Since when? 1940? The 50's?
My thoughts exactly.
I have 2 children. Neither was conceived while I was married. After my second one was almost a year old, my b/f and I got married.
I have my tubes tied. Should we get divorced?
Hmmm... To paraphrase Smash: Just because you personally choose to marry and not have children, does not mean that others may not choose specifically to marry for the purpose of having children.
Unfortunately, when you come right down to it, marriage exists for the purpose of ensuring legitimacy and inheritance of children (as well as ensuring economic support for women). All of the legal benefits are pretty obviously aimed in that direction if you step back and look at them. Even if you choose not to have children, the assumption is that you *might* have children. Traditionally, of course, there wasn't really any reason to get married unless you intended to have children, but we don't follow tradition much anymore.
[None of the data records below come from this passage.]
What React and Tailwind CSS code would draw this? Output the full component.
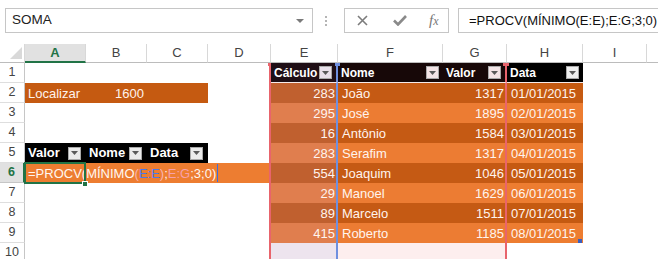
import React from 'react';

const data = [
  ['283', 'João', '1317', '01/01/2015'],
  ['295', 'José', '1895', '02/01/2015'],
  ['16', 'Antônio', '1584', '03/01/2015'],
  ['283', 'Serafim', '1317', '04/01/2015'],
  ['554', 'Joaquim', '1046', '05/01/2015'],
  ['29', 'Manoel', '1629', '06/01/2015'],
  ['89', 'Marcelo', '1511', '07/01/2015'],
  ['415', 'Roberto', '1185', '08/01/2015'],
];

const CELL = 'h-[20px] shrink-0 text-[13px] leading-[22px] whitespace-nowrap overflow-hidden';

function Drop({ tint = 'bg-[#ebebeb]' }) {
  return (
    <div className={`w-[13px] h-[13px] shrink-0 border border-[#a9a9a9] ${tint} flex items-center justify-center`}>
      <svg width="7" height="4" viewBox="0 0 7 4">
        <path d="M0 0h7L3.5 4z" fill="#5a5a5a" />
      </svg>
    </div>
  );
}

function RowHeader({ n, active }) {
  return (
    <div
      className={`w-[25px] h-[20px] shrink-0 flex items-center justify-center text-[12.5px] border-b ${
        active
          ? 'bg-[#e1e1e1] text-[#217346] font-bold border-r-2 border-r-[#217346] border-b-[#c6c6c6]'
          : 'text-[#444] border-r border-r-[#c6c6c6] border-b-[#dedede]'
      }`}
    >
      {n}
    </div>
  );
}

function LeftCells({ r }) {
  if (r === 6) {
    return (
      <div className="w-[246px] h-[20px] shrink-0 bg-[#ed7d31] border-r-2 border-r-[#e8646c] relative text-[13px] leading-[22px] whitespace-nowrap pl-[3px] text-[#fff7f2] flex items-start">
        <span>=PROCV(MÍNIMO</span>
        <span className="text-[#f9b3b0]">(</span>
        <span className="text-[#4a78ea]">E:E</span>
        <span className="text-[#f9b3b0]">)</span>
        <span>;</span>
        <span className="text-[#f7a0aa]">E:G</span>
        <span>;3;0)</span>
        <span className="ml-[1px] mt-[1px] w-px h-[18px] bg-[#3f6fd8]" />
        <div className="absolute left-[-1px] top-[-1px] w-[62px] h-[22px] border-2 border-[#217346]" />
        <div className="absolute left-[57px] top-[18px] w-[6px] h-[6px] bg-[#217346] border border-white" />
      </div>
    );
  }
  let a, b, c;
  if (r === 2) {
    a = <div className={`${CELL} w-[61px] bg-[#c55a11] text-[#fff3ec] pl-[3px]`}>Localizar</div>;
    b = <div className={`${CELL} w-[61px] bg-[#c55a11] text-[#fff3ec] text-right pr-[3px]`}>1600</div>;
    c = <div className={`${CELL} w-[61px] bg-[#c55a11]`} />;
  } else if (r === 5) {
    const hc = 'h-[20px] shrink-0 bg-black text-white font-bold text-[13px] flex items-center justify-between pl-[3px] pr-[5px]';
    a = <div className={`${hc} w-[61px]`}><span className="leading-[22px]">Valor</span><Drop /></div>;
    b = <div className={`${hc} w-[61px]`}><span className="leading-[22px]">Nome</span><Drop /></div>;
    c = <div className={`${hc} w-[61px]`}><span className="leading-[22px]">Data</span><Drop /></div>;
  } else {
    a = <div className={`${CELL} w-[61px]`} />;
    b = <div className={`${CELL} w-[61px]`} />;
    c = <div className={`${CELL} w-[61px]`} />;
  }
  return (
    <>
      {a}
      {b}
      {c}
      <div className={`${CELL} w-[63px] border-r-2 border-r-[#e8646c] ${r === 1 ? 'overflow-visible relative' : ''}`}>
        {r === 1 && <div className="absolute right-[-4px] top-0 w-[5px] h-[3px] bg-[#e8646c]" />}
      </div>
    </>
  );
}

function RightCells({ r }) {
  if (r === 1) {
    const hc = 'h-[20px] shrink-0 text-white font-bold text-[12px] flex items-center justify-between pl-[3px] pr-[4px] border-b border-b-[#f6eaea]';
    return (
      <>
        <div className={`${hc} w-[67px] bg-[#1f0f16] border-r-2 border-r-[#6e8fdf] relative`}>
          <span className="leading-[22px]">Cálculo</span>
          <Drop tint="bg-[#e8e0ea]" />
          <div className="absolute right-[-4px] top-0 w-[5px] h-[3px] bg-[#6e8fdf]" />
        </div>
        <div className={`${hc} w-[105px] bg-[#170808]`}>
          <span className="leading-[22px]">Nome</span>
          <Drop tint="bg-[#f3e4e6]" />
        </div>
        <div className={`${hc} w-[64px] bg-[#170808] border-r-2 border-r-[#e8646c] relative`}>
          <span className="leading-[22px]">Valor</span>
          <Drop tint="bg-[#f3e4e6]" />
          <div className="absolute right-[-4px] top-0 w-[6px] h-[3px] bg-[#e8646c]" />
        </div>
        <div className={`${hc} w-[76px] bg-black`}>
          <span className="leading-[22px]">Data</span>
          <Drop tint="bg-[#efefef]" />
        </div>
        <div className={`${CELL} w-[64px]`} />
        <div className={`${CELL} w-[11px]`} />
      </>
    );
  }
  if (r === 10) {
    return (
      <>
        <div className={`${CELL} w-[67px] bg-[#ede4ee] border-r-2 border-r-[#6e8fdf]`} />
        <div className={`${CELL} w-[105px] bg-[#fdeeee]`} />
        <div className={`${CELL} w-[64px] bg-[#fdeeee] border-r-2 border-r-[#e8646c]`} />
        <div className={`${CELL} w-[76px]`} />
        <div className={`${CELL} w-[64px]`} />
        <div className={`${CELL} w-[11px]`} />
      </>
    );
  }
  const [v, nome, valor, dt] = data[r - 2];
  const dark = r % 2 === 0;
  const txt = 'text-[#fff4ee]';
  return (
    <>
      <div className={`${CELL} w-[67px] ${dark ? 'bg-[#c0602f]' : 'bg-[#e07e4e]'} border-r-2 border-r-[#6e8fdf] text-right pr-[1px] ${txt}`}>{v}</div>
      <div className={`${CELL} w-[105px] ${dark ? 'bg-[#c55a14]' : 'bg-[#ec7c33]'} pl-[4px] ${txt}`}>{nome}</div>
      <div className={`${CELL} w-[64px] ${dark ? 'bg-[#c55a14]' : 'bg-[#ec7c33]'} border-r-2 border-r-[#e8646c] text-right pr-[1px] ${txt}`}>{valor}</div>
      <div className={`${CELL} w-[76px] ${dark ? 'bg-[#c55a11]' : 'bg-[#ed7d31]'} pl-[4px] ${txt} relative`}>
        {dt}
        {r === 9 && <div className="absolute right-[1px] bottom-0 w-[4px] h-[4px] bg-[#3b5fc0]" />}
      </div>
      <div className={`${CELL} w-[64px]`} />
      <div className={`${CELL} w-[11px]`} />
    </>
  );
}

export default function App() {
  const cols = [
    ['A', 'w-[61px]'],
    ['B', 'w-[61px]'],
    ['C', 'w-[61px]'],
    ['D', 'w-[63px]'],
    ['E', 'w-[67px]'],
    ['F', 'w-[105px]'],
    ['G', 'w-[64px]'],
    ['H', 'w-[76px]'],
    ['I', 'w-[64px]'],
  ];
  return (
    <div className="w-[658px] h-[259px] overflow-hidden bg-white font-['Liberation_Sans',Arial,sans-serif] text-[#222]">
      {/* formula bar */}
      <div className="h-[44px] flex items-start pt-[8px]">
        <div className="ml-[5px] w-[308px] h-[25px] shrink-0 border border-[#c6c6c6] flex items-center justify-between pl-[6px] pr-[8px]">
          <span className="text-[13.5px] text-[#222]">SOMA</span>
          <svg width="8" height="4" viewBox="0 0 8 4">
            <path d="M0 0h8L4 4z" fill="#7a7a7a" />
          </svg>
        </div>
        <div className="w-[31px] h-[25px] shrink-0 flex flex-col justify-center gap-[2px] pl-[12px]">
          <div className="w-[2px] h-[2px] bg-[#b5b5b5]" />
          <div className="w-[2px] h-[2px] bg-[#b5b5b5]" />
          <div className="w-[2px] h-[2px] bg-[#b5b5b5]" />
        </div>
        <div className="w-[105px] h-[25px] shrink-0 border border-[#c6c6c6] flex items-center">
          <svg className="ml-[12px]" width="11" height="11" viewBox="0 0 11 11">
            <path d="M1 1L10 10M10 1L1 10" stroke="#7c7c7c" strokeWidth="1.6" fill="none" />
          </svg>
          <svg className="ml-[25px]" width="14" height="11" viewBox="0 0 14 11">
            <path d="M1 5.5L5 9.5L13 1" stroke="#8a8a8a" strokeWidth="2.6" fill="none" />
          </svg>
          <span className="ml-[22px] font-['Liberation_Serif',serif] italic text-[15px] text-[#777] leading-none">
            f<span className="text-[12px]">x</span>
          </span>
        </div>
        <div className="ml-[9px] flex-1 h-[25px] border border-r-0 border-[#c6c6c6] flex items-center pl-[10px] text-[13px] text-[#111] whitespace-nowrap overflow-hidden">
          =PROCV(MÍNIMO(E:E);E:G;3;0)
        </div>
      </div>

      {/* column headers */}
      <div className="flex h-[19px]">
        <div className="w-[25px] h-[19px] shrink-0 border-r border-r-[#d8d8d8] border-b border-b-[#bcbcbc] relative">
          <svg className="absolute left-0 top-0" width="25" height="19" viewBox="0 0 25 19">
            <path d="M22 3L22 15L10 15z" fill="#d9d9d9" />
          </svg>
        </div>
        {cols.map(([l, w]) => (
          <div
            key={l}
            className={`${w} h-[19px] shrink-0 flex items-center justify-center text-[13px] border-r border-r-[#d8d8d8] ${
              l === 'A'
                ? 'bg-[#e1e1e1] text-[#217346] font-bold border-b-2 border-b-[#217346]'
                : 'text-[#444] border-b border-b-[#bcbcbc]'
            }`}
          >
            {l}
          </div>
        ))}
        <div className="w-[11px] h-[19px] shrink-0 border-b border-b-[#bcbcbc]" />
      </div>

      {/* rows */}
      {[1, 2, 3, 4, 5, 6, 7, 8, 9, 10].map((r) => (
        <div key={r} className="flex h-[20px]">
          <RowHeader n={r} active={r === 6} />
          <LeftCells r={r} />
          <RightCells r={r} />
        </div>
      ))}
    </div>
  );
}
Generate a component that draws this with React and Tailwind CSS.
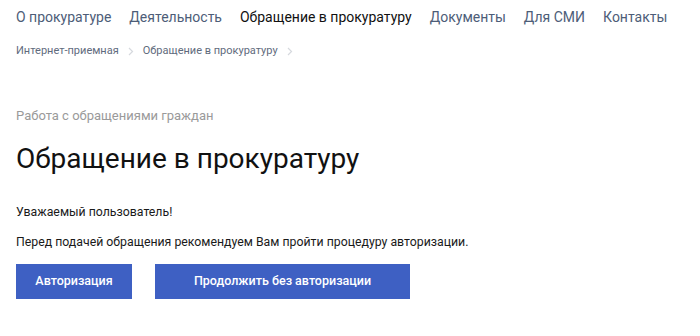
import React from "react";

const navItems = [
  { label: "О прокуратуре" },
  { label: "Деятельность" },
  { label: "Обращение в прокуратуру", active: true },
  { label: "Документы" },
  { label: "Для СМИ" },
  { label: "Контакты" },
];

function Chevron() {
  return (
    <svg width="6" height="9" viewBox="0 0 6 9" className="mx-[9px]">
      <path d="M1 1l3.5 3.5L1 8" fill="none" stroke="#d6d9de" strokeWidth="1.2" />
    </svg>
  );
}

export default function App() {
  return (
    <div className="w-[700px] h-[336px] bg-white overflow-hidden font-['Roboto',sans-serif]">
      <nav className="flex items-center gap-[18px] pl-[16px] pt-[6px] h-[29px] text-[14px]">
        {navItems.map((item) => (
          <a
            key={item.label}
            className={item.active ? "text-[#111111] whitespace-nowrap" : "text-[#4d5d78] whitespace-nowrap"}
          >
            {item.label}
          </a>
        ))}
      </nav>

      <div className="flex items-center pl-[16px] mt-[14px] text-[11px] text-[#5f6b7d]">
        <span>Интернет-приемная</span>
        <Chevron />
        <span>Обращение в прокуратуру</span>
        <Chevron />
      </div>

      <div className="pl-[16px] mt-[46px] text-[13px] text-[#9a9a9a]">Работа с обращениями граждан</div>

      <h1 className="pl-[16px] mt-[17px] text-[28px] leading-[34px] text-[#111111]">Обращение в прокуратуру</h1>

      <p className="pl-[16px] mt-[27px] text-[12.3px] text-[#1a1a1a]">Уважаемый пользователь!</p>
      <p className="pl-[16px] mt-[12px] text-[12.3px] text-[#1a1a1a]">
        Перед подачей обращения рекомендуем Вам пройти процедуру авторизации.
      </p>

      <div className="flex gap-[23px] pl-[16px] mt-[12px]">
        <button className="w-[116px] h-[35px] bg-[#3e60c3] text-white text-[12.5px] font-medium">Авторизация</button>
        <button className="w-[255px] h-[35px] bg-[#3e60c3] text-white text-[12.5px] font-medium">
          Продолжить без авторизации
        </button>
      </div>
    </div>
  );
}
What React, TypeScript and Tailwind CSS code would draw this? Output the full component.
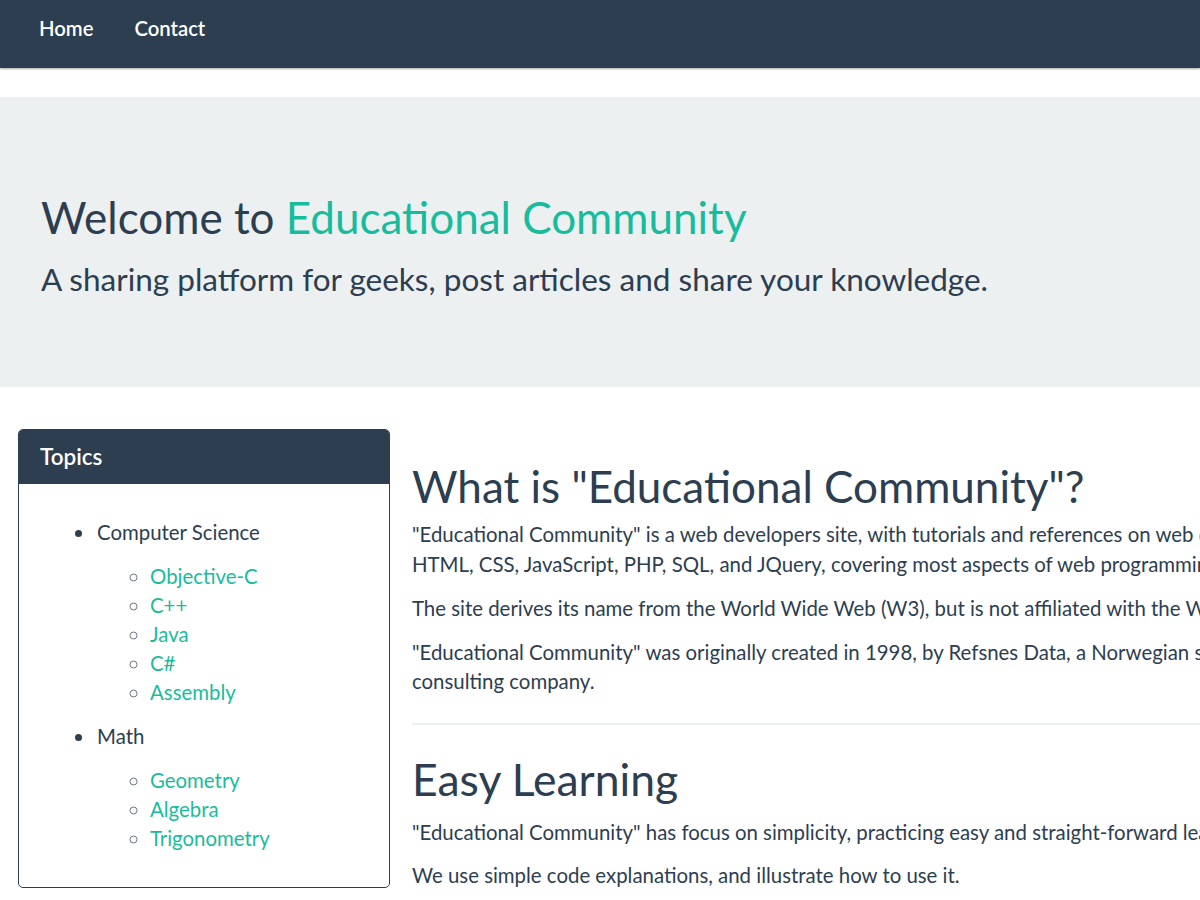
import React from 'react';

const topics = [
  { name: 'Computer Science', items: ['Objective-C', 'C++', 'Java', 'C#', 'Assembly'] },
  { name: 'Math', items: ['Geometry', 'Algebra', 'Trigonometry'] },
];

const App: React.FC = () => {
  return (
    <div className="w-[1200px] h-[900px] overflow-hidden bg-white text-[#2c3e50] font-['Lato','Noto_Sans',sans-serif] antialiased">
      <nav className="h-[68px] bg-[#2c3e50] flex items-start gap-[41px] pl-[39px] pt-[14px] shadow-[0_1px_2px_rgba(0,0,0,0.35)]">
        <a className="text-white text-[20.3px] leading-[29px] font-semibold">Home</a>
        <a className="text-white text-[20.3px] leading-[29px] font-semibold">Contact</a>
      </nav>

      <section className="mt-[29px] h-[290px] bg-[#ecf0f1] pl-[41px] pt-[95px]">
        <h1 className="text-[44px] leading-[50px]">
          Welcome to <span className="text-[#18bc9c]">Educational Community</span>
        </h1>
        <p className="mt-[17px] text-[31.5px] leading-[40px]">
          A sharing platform for geeks, post articles and share your knowledge.
        </p>
      </section>

      <div className="flex items-start gap-[22px] pl-[18px] mt-[42px]">
        <div className="w-[372px] shrink-0 rounded-[5px] border-[1.5px] border-[#2c3e50] overflow-hidden">
          <div className="h-[54px] bg-[#2c3e50] px-[21px] flex items-center">
            <h3 className="text-white text-[22.5px] font-semibold">Topics</h3>
          </div>
          <div className="pl-5 pr-5 pt-[34px] pb-[19px]">
            <ul className="list-disc pl-[56px] text-[20.4px] leading-[29px]">
              {topics.map((t) => (
                <li key={t.name} className="pl-[2px]">
                  {t.name}
                  <ul className="list-[circle] pl-[53px] my-[15px] marker:text-[#6b7785]">
                    {t.items.map((it) => (
                      <li key={it}>
                        <a className="text-[#18bc9c]">{it}</a>
                      </li>
                    ))}
                  </ul>
                </li>
              ))}
            </ul>
          </div>
        </div>

        <main className="flex-1 whitespace-nowrap text-[20.4px] leading-[29.5px]">
          <h2 className="mt-[33px] mb-[10px] text-[44px] leading-[48px]">What is "Educational Community"?</h2>
          <p className="mb-[14.5px]">
            "Educational Community" is a web developers site, with tutorials and references on web development languages such as
            <br />
            HTML, CSS, JavaScript, PHP, SQL, and JQuery, covering most aspects of web programming.
          </p>
          <p className="mb-[14.5px]">The site derives its name from the World Wide Web (W3), but is not affiliated with the W3C.</p>
          <p>
            "Educational Community" was originally created in 1998, by Refsnes Data, a Norwegian software development and
            <br />
            consulting company.
          </p>
          <hr className="mt-[26px] border-0 border-t-2 border-[#ecf0f1]" />
          <h2 className="mt-[30px] mb-[15px] text-[44.5px] leading-[48px]">Easy Learning</h2>
          <p className="mb-[14px]">
            "Educational Community" has focus on simplicity, practicing easy and straight-forward learning.
          </p>
          <p>We use simple code explanations, and illustrate how to use it.</p>
        </main>
      </div>
    </div>
  );
};

export default App;
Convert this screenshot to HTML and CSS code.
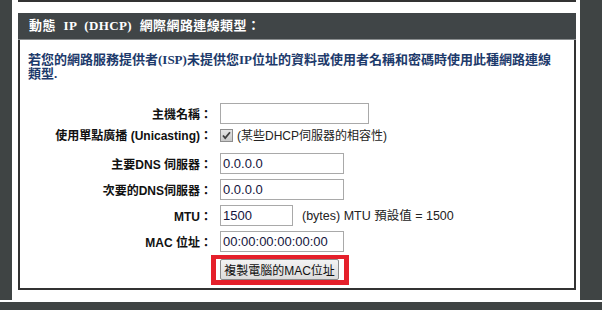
FILE: index.html
```html
<!DOCTYPE html>
<html lang="zh-Hant">
<head>
<meta charset="utf-8">
<title>動態 IP (DHCP)</title>
<link rel="stylesheet" href="styles.css">
</head>
<body>
<div class="page">
  <div class="side side-left"></div>
  <main class="content">
    <div class="prev-box"></div>
    <section class="panel">
      <h2 class="panel-title">動態 IP (DHCP) 網際網路連線類型：</h2>
      <p class="desc">若您的網路服務提供者(ISP)未提供您IP位址的資料或使用者名稱和密碼時使用此種網路連線<br>類型.</p>
      <div class="form">
        <div class="row">
          <label class="lbl">主機名稱：</label>
          <input class="inp inp-host" type="text" value="">
        </div>
        <div class="row row-check">
          <label class="lbl">使用單點廣播 (Unicasting)：</label>
          <span class="check">
            <svg width="13" height="13" viewBox="0 0 13 13">
              <defs>
                <linearGradient id="cg" x1="0" y1="0" x2="0" y2="1">
                  <stop offset="0" stop-color="#e6e6e6"/>
                  <stop offset="1" stop-color="#c8c8c8"/>
                </linearGradient>
              </defs>
              <rect x="0.5" y="0.5" width="12" height="12" fill="url(#cg)" stroke="#8d8d8d"/>
              <path d="M3 6.5 L5.2 9 L10 3.2" fill="none" stroke="#3f3f3f" stroke-width="1.8"/>
            </svg>
          </span>
          <span class="note note-check">(某些DHCP伺服器的相容性)</span>
        </div>
        <div class="row">
          <label class="lbl">主要DNS 伺服器：</label>
          <input class="inp inp-mid" type="text" value="0.0.0.0">
        </div>
        <div class="row">
          <label class="lbl">次要的DNS伺服器：</label>
          <input class="inp inp-mid" type="text" value="0.0.0.0">
        </div>
        <div class="row">
          <label class="lbl">MTU：</label>
          <input class="inp inp-mtu" type="text" value="1500">
          <span class="note note-mtu">(bytes) MTU 預設值 = 1500</span>
        </div>
        <div class="row">
          <label class="lbl">MAC 位址：</label>
          <input class="inp inp-mid" type="text" value="00:00:00:00:00:00">
        </div>
        <div class="row row-btn">
          <span class="lbl"></span>
          <span class="btn-wrap"><button class="btn" type="button">複製電腦的MAC位址</button></span>
        </div>
      </div>
    </section>
  </main>
  <div class="side side-right"></div>
</div>
<div class="footer-bar"></div>
</body>
</html>
```
FILE: styles.css
```css
html, body {
  margin: 0;
  padding: 0;
  background: #ffffff;
}

body {
  width: 602px;
  height: 310px;
  overflow: hidden;
  font-family: "Liberation Sans", "Noto Sans CJK TC", sans-serif;
}

.page {
  display: flex;
  height: 300px;
}

.side {
  background: #3f4444;
  height: 300px;
}

.side-left {
  width: 12px;
  margin-right: 6px;
}

.side-right {
  width: 22px;
  margin-left: 4px;
}

.content {
  width: 558px;
}

.prev-box {
  height: 0;
  border: 2px solid #333333;
  border-top: none;
}

.panel {
  margin-top: 11px;
  border: 2px solid #333333;
  border-top: none;
  padding-bottom: 8px;
}

.panel-title {
  margin: 0 -2px 0 -2px;
  height: 26px;
  line-height: 26px;
  background: #404547;
  border-bottom: 1px solid #8a8d8f;
  color: #ffffff;
  font-family: "Liberation Serif", "Noto Sans CJK TC", serif;
  font-weight: bold;
  font-size: 13px;
  padding-left: 11px;
  letter-spacing: 0.4px;
  word-spacing: 4px;
}

.desc {
  margin: 13px 0 0 0;
  padding: 0 8px;
  font-family: "Liberation Serif", "Noto Sans CJK TC", serif;
  font-weight: bold;
  font-size: 13px;
  line-height: 14px;
  color: #1d3a6b;
  white-space: nowrap;
}

.form {
  margin-top: 22px;
  display: flex;
  flex-direction: column;
  gap: 5px;
}

.row {
  display: flex;
  align-items: center;
  height: 21px;
}

.row-check {
  height: 19px;
  align-items: flex-start;
}

.row-check .lbl {
  line-height: 14px;
}

.row-btn {
  height: 21px;
  margin-top: 2px;
}

.lbl {
  width: 184px;
  margin-left: 8px;
  margin-right: 8px;
  text-align: right;
  font-weight: bold;
  font-size: 12px;
  color: #111111;
  white-space: nowrap;
}

.inp {
  box-sizing: border-box;
  height: 21px;
  border: 1px solid #a9a9a9;
  padding: 0 2px;
  margin: 0;
  font-family: "Liberation Sans", "Noto Sans CJK TC", sans-serif;
  font-size: 13px;
  color: #14143c;
  background: #ffffff;
}

.inp-host { width: 149px; }
.inp-mid { width: 124px; }
.inp-mtu { width: 73px; }

.check {
  display: block;
  width: 13px;
  height: 13px;
  margin-right: 4px;
}

.check svg {
  display: block;
}

.note {
  font-size: 12.5px;
  line-height: 14px;
  color: #222222;
  white-space: nowrap;
}

.note-check {
  font-size: 12px;
}

.note-mtu {
  margin-left: 9px;
}

.btn-wrap {
  position: relative;
  display: inline-block;
}

.btn-wrap::after {
  content: "";
  position: absolute;
  top: -4px;
  right: -10px;
  bottom: -5px;
  left: -9px;
  border-style: solid;
  border-color: #e5202b;
  border-width: 4px 5px 5px 5px;
  pointer-events: none;
}

.btn {
  box-sizing: border-box;
  display: block;
  width: 119px;
  height: 21px;
  margin: 0;
  padding: 0;
  white-space: nowrap;
  font-family: "Liberation Sans", "Noto Sans CJK TC", sans-serif;
  font-size: 12px;
  color: #111111;
  background: linear-gradient(#f3f3f3, #dcdcdc);
  border: 1px solid #8b8b8b;
  border-radius: 2px;
}

.footer-bar {
  margin-top: 2px;
  height: 8px;
  background: #3f4444;
}
```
This is where most of the problems are coming about. Marriage doesn't seem to "fit" with homosexuality at all. Of course, marriage doesn't fit today with most people's lifestyles. We have lots of laws and legal arrangements that don't "fit" today's world. The common law marriage idea is definately one of them. Why were they created? To prevent men from avoiding the responsibility for women and children by simply refusing to marry them (the women, not the children). The *assumption* was that if a man and a woman were living together, they were having sex, and were likely to produce children eventually. The certainly didn't consider that in the future, adult males and female would share appartments as a matter of financial convenience with no sexual relationship assumed at all.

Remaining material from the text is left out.